Google “NHS” and “The Spine” for example.
I’ll leave it up to you to decide if you like your personal information so available to the government.
The NHS has had a big embarrassment with physician personal information made available (through their equivalent of the Match, a lot of very personal info was available until they got caught). If the UK can’t protect physician privacy, what chance does the patient have?
At risk of being dismissed as a “right-wing distorter,” I’d like to point out that new technologies are adopted en masse for one reason: because they are cheaper, faster, and more user-friendly than the old technologies they replace. EMR simply isn’t there yet.
We keep hearing about EMR from Klein, Holt, et al primarily because it’s easier to promote some magic bullet than to work through the infinitely complex problems that bedevil the system and come up with real solutions.
Well, who is going to do the difficult work? So far, few physicians have been willing to do much more than bitch incessantly. None are willing to give up the golden goose, no matter how much they despise it, it seems.
And yet the physicians are the ones most affected by the proposed solutions.
Despise what? That’s the entire point. Most physicians DON’T have a problem with paper records. They are, generally speaking, much less of a pain in the ass. It’s everyone BUT them who wants it, because they will reap the benefits without having to click through 20 screens asking if you REALLY want to order a gram of Ancef or do nothing for an hour because the system crashed.
Doctors are definitely NOT technophobes, if they were, all the gallbladders would be comming out the old fashioned way.
Doctors have a strong interest in maximizing productivity as that is money in thier pocket.
Doctors have a strong interest in maximizing quality and use computers in their practices everyday in order to do that. They have been at the forefront of developing computer applications for their profession. That is what the “C” in CAT scan stands for.
Most doctors don’t use EMR because for most doctors they do not enhance productivity, quality, or profit.
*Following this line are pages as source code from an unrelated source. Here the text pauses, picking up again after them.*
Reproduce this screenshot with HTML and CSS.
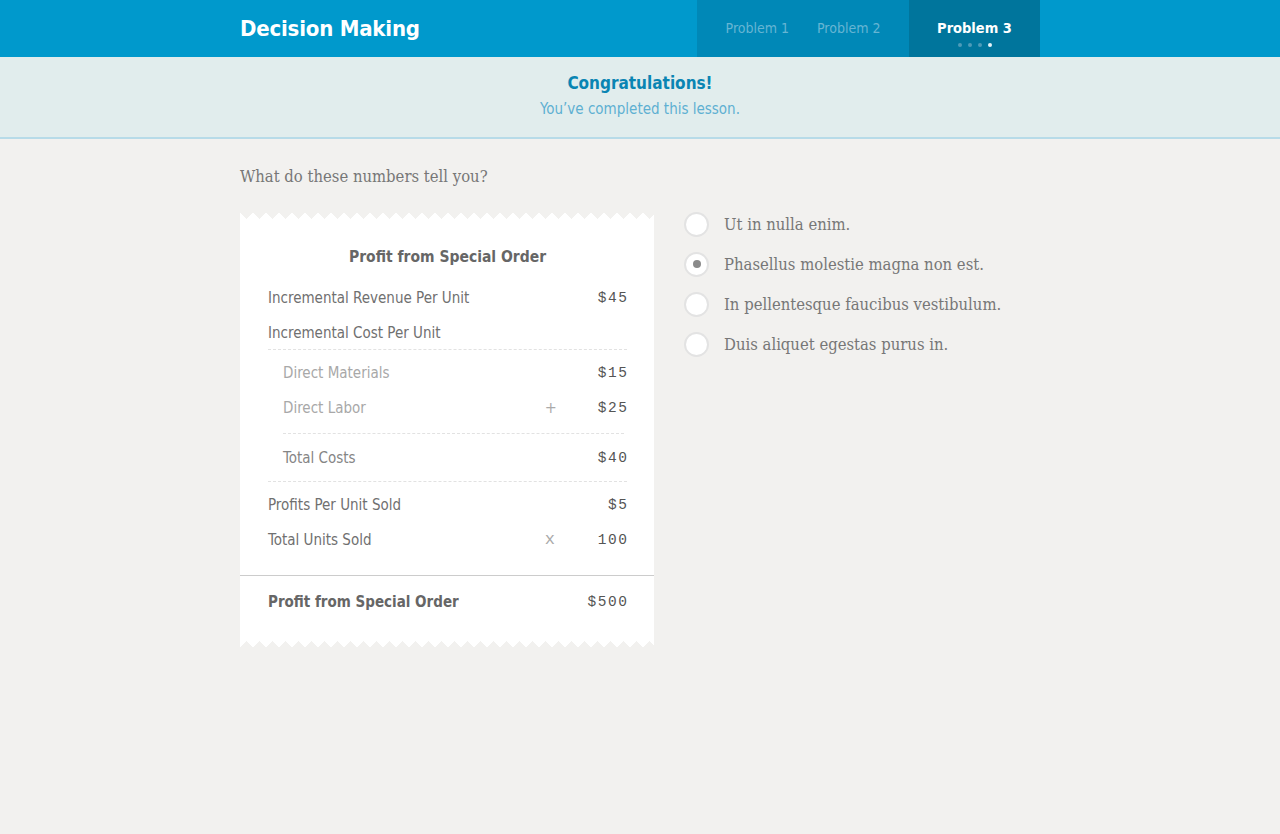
FILE: index.html
```html
<!DOCTYPE html>
<html>
<head>
<meta charset="utf-8">
<link rel="stylesheet" href="styles.css">
</head>
<body>
<header class="topbar">
  <div class="wrap topbar-inner">
    <h1 class="brand">Decision Making</h1>
    <nav class="tabs">
      <div class="tab-group">
        <span class="tab">Problem 1</span>
        <span class="tab">Problem 2</span>
      </div>
      <div class="tab-active">
        <span class="tab-active-label">Problem 3</span>
        <span class="dots"><i></i><i></i><i></i><i class="on"></i></span>
      </div>
    </nav>
  </div>
</header>
<section class="banner">
  <div class="banner-title">Congratulations!</div>
  <div class="banner-sub">You’ve completed this lesson.</div>
</section>
<main class="wrap content">
  <p class="question">What do these numbers tell you?</p>
  <div class="columns">
    <div class="receipt">
      <div class="edge edge-top"></div>
      <div class="receipt-body">
        <div class="receipt-title">Profit from Special Order</div>
        <div class="row"><span class="label">Incremental Revenue Per Unit</span><span class="op"></span><span class="val">$45</span></div>
        <div class="row"><span class="label">Incremental Cost Per Unit</span></div>
        <div class="rule"></div>
        <div class="sub">
          <div class="row light"><span class="label">Direct Materials</span><span class="op"></span><span class="val">$15</span></div>
          <div class="row light"><span class="label">Direct Labor</span><span class="op">+</span><span class="val">$25</span></div>
          <div class="rule sub-rule"></div>
          <div class="row light total"><span class="label">Total Costs</span><span class="op"></span><span class="val">$40</span></div>
        </div>
        <div class="rule"></div>
        <div class="row"><span class="label">Profits Per Unit Sold</span><span class="op"></span><span class="val">$5</span></div>
        <div class="row"><span class="label">Total Units Sold</span><span class="op mult">x</span><span class="val">100</span></div>
      </div>
      <div class="receipt-foot">
        <div class="row bold"><span class="label">Profit from Special Order</span><span class="op"></span><span class="val">$500</span></div>
      </div>
      <div class="edge edge-bottom"></div>
    </div>
    <ul class="options">
      <li class="option"><span class="radio"></span>Ut in nulla enim.</li>
      <li class="option"><span class="radio checked"></span>Phasellus molestie magna non est.</li>
      <li class="option"><span class="radio"></span>In pellentesque faucibus vestibulum.</li>
      <li class="option"><span class="radio"></span>Duis aliquet egestas purus in.</li>
    </ul>
  </div>
</main>
</body>
</html>
```

FILE: styles.css
```css
* { box-sizing: border-box; }
html, body { margin: 0; padding: 0; }
body {
  background: #f2f1ef;
  font-family: "DejaVu Sans Condensed", "DejaVu Sans", sans-serif;
  color: #666;
  min-height: 834px;
}
.wrap { width: 800px; margin: 0 auto; }

.topbar { background: #0099cc; height: 57px; }
.topbar-inner { display: flex; justify-content: space-between; height: 57px; }
.brand {
  margin: 0;
  font-family: "DejaVu Sans Condensed", "DejaVu Sans", sans-serif;
  font-weight: bold;
  font-size: 22px;
  color: #fff;
  line-height: 58px;
  letter-spacing: -0.2px;
}
.tabs { display: flex; height: 57px; }
.tab-group {
  display: flex;
  justify-content: center;
  gap: 28px;
  width: 212px;
  background: #0088b7;
}
.tab {
  color: #66b5d3;
  font-size: 14px;
  line-height: 57px;
}
.tab-active {
  background: #00759c;
  width: 131px;
  display: flex;
  flex-direction: column;
  align-items: center;
}
.tab-active-label {
  color: #fff;
  font-weight: bold;
  font-size: 14.5px;
  margin-top: 19px;
  line-height: 18px;
}
.dots { display: flex; gap: 6px; margin-top: 6px; }
.dots i { width: 4px; height: 4px; border-radius: 50%; background: #4d9bb9; display: block; }
.dots i.on { background: #e6f3f8; }

.banner {
  background: #e1eded;
  border-bottom: 2px solid #b7dbe8;
  height: 82px;
  text-align: center;
  padding-top: 15px;
}
.banner-title {
  color: #0a85b3;
  font-weight: bold;
  font-size: 17px;
  line-height: 22px;
}
.banner-sub {
  color: #5eb0d2;
  font-size: 15px;
  line-height: 20px;
  margin-top: 5px;
}

.content { padding-top: 24px; }
.question {
  margin: 0;
  font-family: "DejaVu Serif Condensed", "DejaVu Serif", serif;
  font-size: 16.5px;
  color: #777;
  line-height: 28px;
}
.columns { display: flex; gap: 30px; margin-top: 21px; align-items: flex-start; }

.receipt { width: 414px; }
.edge { height: 7px; background-size: 13px 14px; background-repeat: repeat-x; }
.edge-top {
  background-image:
    linear-gradient(45deg, #fff 50%, transparent 50%),
    linear-gradient(-45deg, #fff 50%, transparent 50%);
  background-position: 0 0;
}
.edge-bottom {
  background-image:
    linear-gradient(135deg, #fff 50%, transparent 50%),
    linear-gradient(-135deg, #fff 50%, transparent 50%);
  background-position: 0 100%;
}
.receipt-body { background: #fff; padding: 26px 27px 19px 28px; }
.receipt-title {
  text-align: center;
  font-weight: bold;
  font-size: 15.5px;
  color: #666;
  line-height: 24px;
  margin-bottom: 10px;
}
.row {
  display: flex;
  align-items: center;
  height: 35px;
  padding-top: 2px;
  font-size: 15px;
  color: #707070;
}
.label { flex: 1; }
.op {
  width: 30px;
  text-align: left;
  color: #aaa;
  font-size: 16px;
  margin-right: 23px;
}
.op.mult { font-family: "Liberation Mono", "DejaVu Sans Mono", monospace; font-size: 17px; }
.val {
  font-family: "Liberation Mono", "Courier New", monospace;
  font-size: 14.5px;
  letter-spacing: 1.6px;
  margin-right: -1.6px;
  color: #555;
  text-align: right;
}
.rule { border-top: 1px dashed #e2e2e2; }
.sub { padding: 4px 0 7px 15px; }
.sub-rule { margin: 9px 3px 5px 0; }
.row.light { color: #a8a8a8; }
.row.light.total { color: #858585; }
.rule + .row { margin-top: 4px; }
.receipt-foot {
  background: #fff;
  border-top: 1px solid #cccccc;
  padding: 8px 27px 22px 28px;
}
.row.bold { font-weight: bold; color: #666; padding-top: 0; }
.row.bold .val { font-weight: normal; }

.options { list-style: none; margin: -8px 0 0; padding: 0; }
.option {
  display: flex;
  align-items: center;
  height: 40px;
  font-family: "DejaVu Serif Condensed", "DejaVu Serif", serif;
  font-size: 16.5px;
  color: #777;
}
.radio {
  width: 25px;
  height: 25px;
  border-radius: 50%;
  background: #fff;
  border: 2px solid #e3e3e3;
  margin-right: 15px;
  display: flex;
  align-items: center;
  justify-content: center;
}
.radio.checked::after {
  content: "";
  width: 8px;
  height: 8px;
  border-radius: 50%;
  background: #8a8a8a;
}
```
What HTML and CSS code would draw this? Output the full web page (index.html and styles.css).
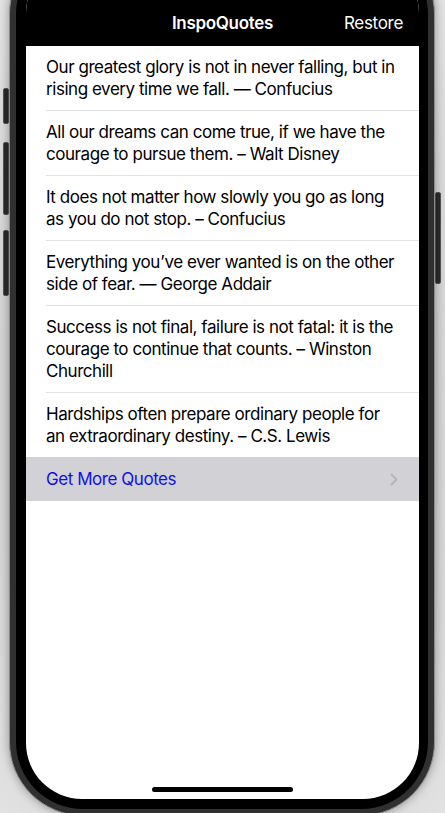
FILE: index.html
```html
<!DOCTYPE html>
<html lang="en">
<head>
<meta charset="utf-8">
<title>InspoQuotes</title>
<link rel="stylesheet" href="styles.css">
</head>
<body>
  <div class="stage">
    <div class="btn btn-l1"></div>
    <div class="btn btn-l2"></div>
    <div class="btn btn-l3"></div>
    <div class="btn btn-r1"></div>
    <div class="phone">
      <div class="bezel">
        <div class="screen">
          <header class="navbar">
            <span class="nav-spacer"></span>
            <span class="nav-title">InspoQuotes</span>
            <span class="nav-action">Restore</span>
          </header>
          <ul class="list">
            <li class="row">Our greatest glory is not in never falling, but in rising every time we fall. — Confucius</li>
            <li class="row">All our dreams can come true, if we have the courage to pursue them. – Walt Disney</li>
            <li class="row">It does not matter how slowly you go as long as you do not stop. – Confucius</li>
            <li class="row">Everything you’ve ever wanted is on the other side of fear. — George Addair</li>
            <li class="row">Success is not final, failure is not fatal: it is the courage to continue that counts. – Winston Churchill</li>
            <li class="row row-last">Hardships often prepare ordinary people for an extraordinary destiny. – C.S. Lewis</li>
            <li class="more">
              <span class="more-label">Get More Quotes</span>
              <svg class="chevron" width="8" height="13" viewBox="0 0 8 13"><path d="M1.5 1.5 L6.5 6.5 L1.5 11.5" fill="none" stroke="#b4b4b9" stroke-width="2" stroke-linecap="round" stroke-linejoin="round"/></svg>
            </li>
          </ul>
          <div class="home-indicator"></div>
        </div>
      </div>
    </div>
  </div>
</body>
</html>
```

FILE: styles.css
```css
* { box-sizing: border-box; }

html, body {
  margin: 0;
  padding: 0;
  height: 813px;
  overflow: hidden;
}

body {
  background: radial-gradient(ellipse at center, #c4c4c4 0%, #cfcfcf 60%, #e2e2e2 100%);
  font-family: Inter, "Noto Sans", "Liberation Sans", sans-serif;
}

.stage {
  position: relative;
  width: 445px;
  height: 813px;
}

.phone {
  position: absolute;
  left: 9px;
  top: -60px;
  width: 426px;
  height: 876px;
  border-radius: 74px;
  background: #303030;
  border: 1px solid #8c8c8c;
  padding: 6px 6px 6px 6px;
  box-shadow: 0 0 10px rgba(0, 0, 0, 0.35);
}

.bezel {
  width: 100%;
  height: 100%;
  background: #000;
  border-radius: 67px;
  padding: 10px 9px 10px 10px;
}

.screen {
  position: relative;
  width: 393px;
  height: 842px;
  background: #fff;
  border-radius: 56px;
  overflow: hidden;
  display: flex;
  flex-direction: column;
}

.navbar {
  flex: none;
  height: 89px;
  padding-top: 43px;
  background: #000;
  color: #fff;
  display: grid;
  grid-template-columns: 1fr auto 1fr;
  align-items: center;
  font-size: 17px;
}

.nav-title {
  font-weight: 600;
  letter-spacing: -0.3px;
}

.nav-action {
  justify-self: end;
  padding-right: 16px;
  letter-spacing: -0.3px;
}

.list {
  list-style: none;
  margin: 0;
  padding: 0;
}

.row {
  margin-left: 20px;
  padding: 10px 20px 10px 0;
  border-bottom: 1px solid #e2e2e4;
  font-size: 17px;
  line-height: 22px;
  color: #000;
  letter-spacing: -0.45px;
}

.row-last {
  border-bottom: none;
}

.more {
  height: 44px;
  background: #d1d1d6;
  display: flex;
  align-items: center;
  justify-content: space-between;
  padding: 0 20px 0 20px;
  font-size: 17px;
  color: #1010e8;
  letter-spacing: -0.45px;
}

.chevron {
  display: block;
  margin-right: 1px;
}

.home-indicator {
  position: absolute;
  left: 126px;
  bottom: 7px;
  width: 141px;
  height: 5px;
  border-radius: 3px;
  background: #000;
}

.btn {
  position: absolute;
  width: 6px;
  background: #2a2a2a;
  border: 1px solid #555;
  border-radius: 2px;
}

.btn-l1 { left: 3px; top: 88px; height: 36px; }
.btn-l2 { left: 3px; top: 142px; height: 73px; }
.btn-l3 { left: 3px; top: 230px; height: 66px; }
.btn-r1 { left: 435px; top: 192px; height: 92px; }
```
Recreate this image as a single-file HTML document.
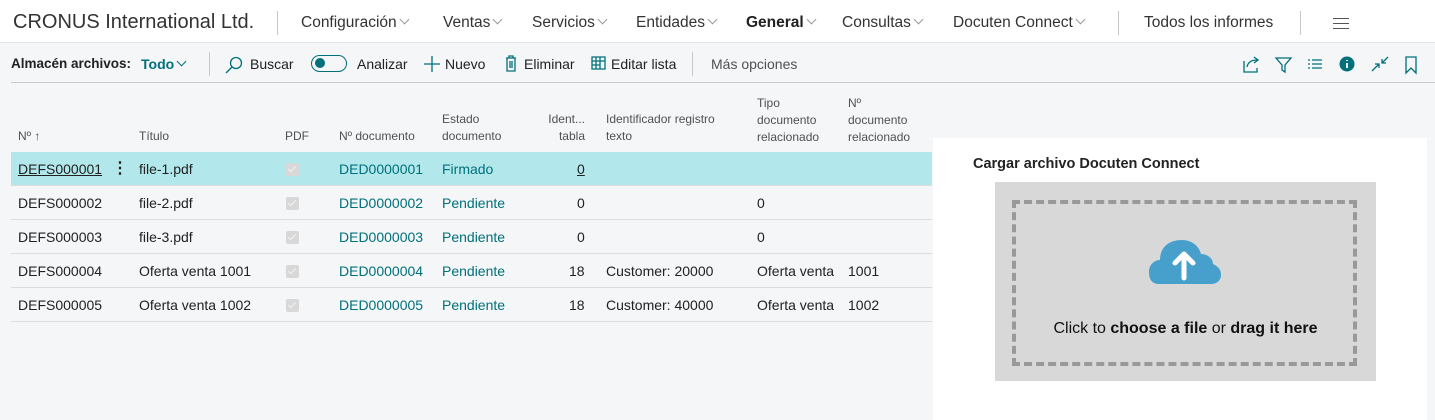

It is that simple.
I am a non-technophobe physician who has built computers, other electronic devices, and programed in 3 languages. I currently work full-time for an IT company (not writing code) and carry a part-time private practice. I have used an EMR in the past in a big clinic and found it to have advantages and disadvantages in that setting but my own well-honed paper system was always more efficient on a day-to-day basis.
In the private practice I managed to write a personalized system that for me is as efficient as paper. I do not use it. It is as efficient but not more efficient and in the small practice setting offers virtually no advantages. It still presents several disadvantages. The determinative ones for me are upgrade costs and privacy.
I pulled a paper record from 1990 recently. It took 40 seconds to find the file box and pull the file. There it was, readable in plain English with nothing done to it for the last 17 years. If I had digitized it, it would be in an unreadable format both physically and digitally, unless I had either kept my legacy systems or had upgraded everything every few years to new formats–a continuous input of time and money.
If I don’t back up off site, I lose one of the main advantages of digital. If I do, then I put the data at risk. My patients privacy is very very important to them and I don’t like the idea of someone being able to steal 10,000 records from NIgeria or Bangalore with a push of a button. If someone steals my paper, he has to at least be here to do it, physically break in, and risk a hernia to steal that many. Massive data breaches occur every single day. HIPAA is more of a problem than a protection. Pharmacy data is sold routinely.
A lot of these people pushing Health IT are going to be very anxious about their computerized record when seeking certain types of embarassing healthcare.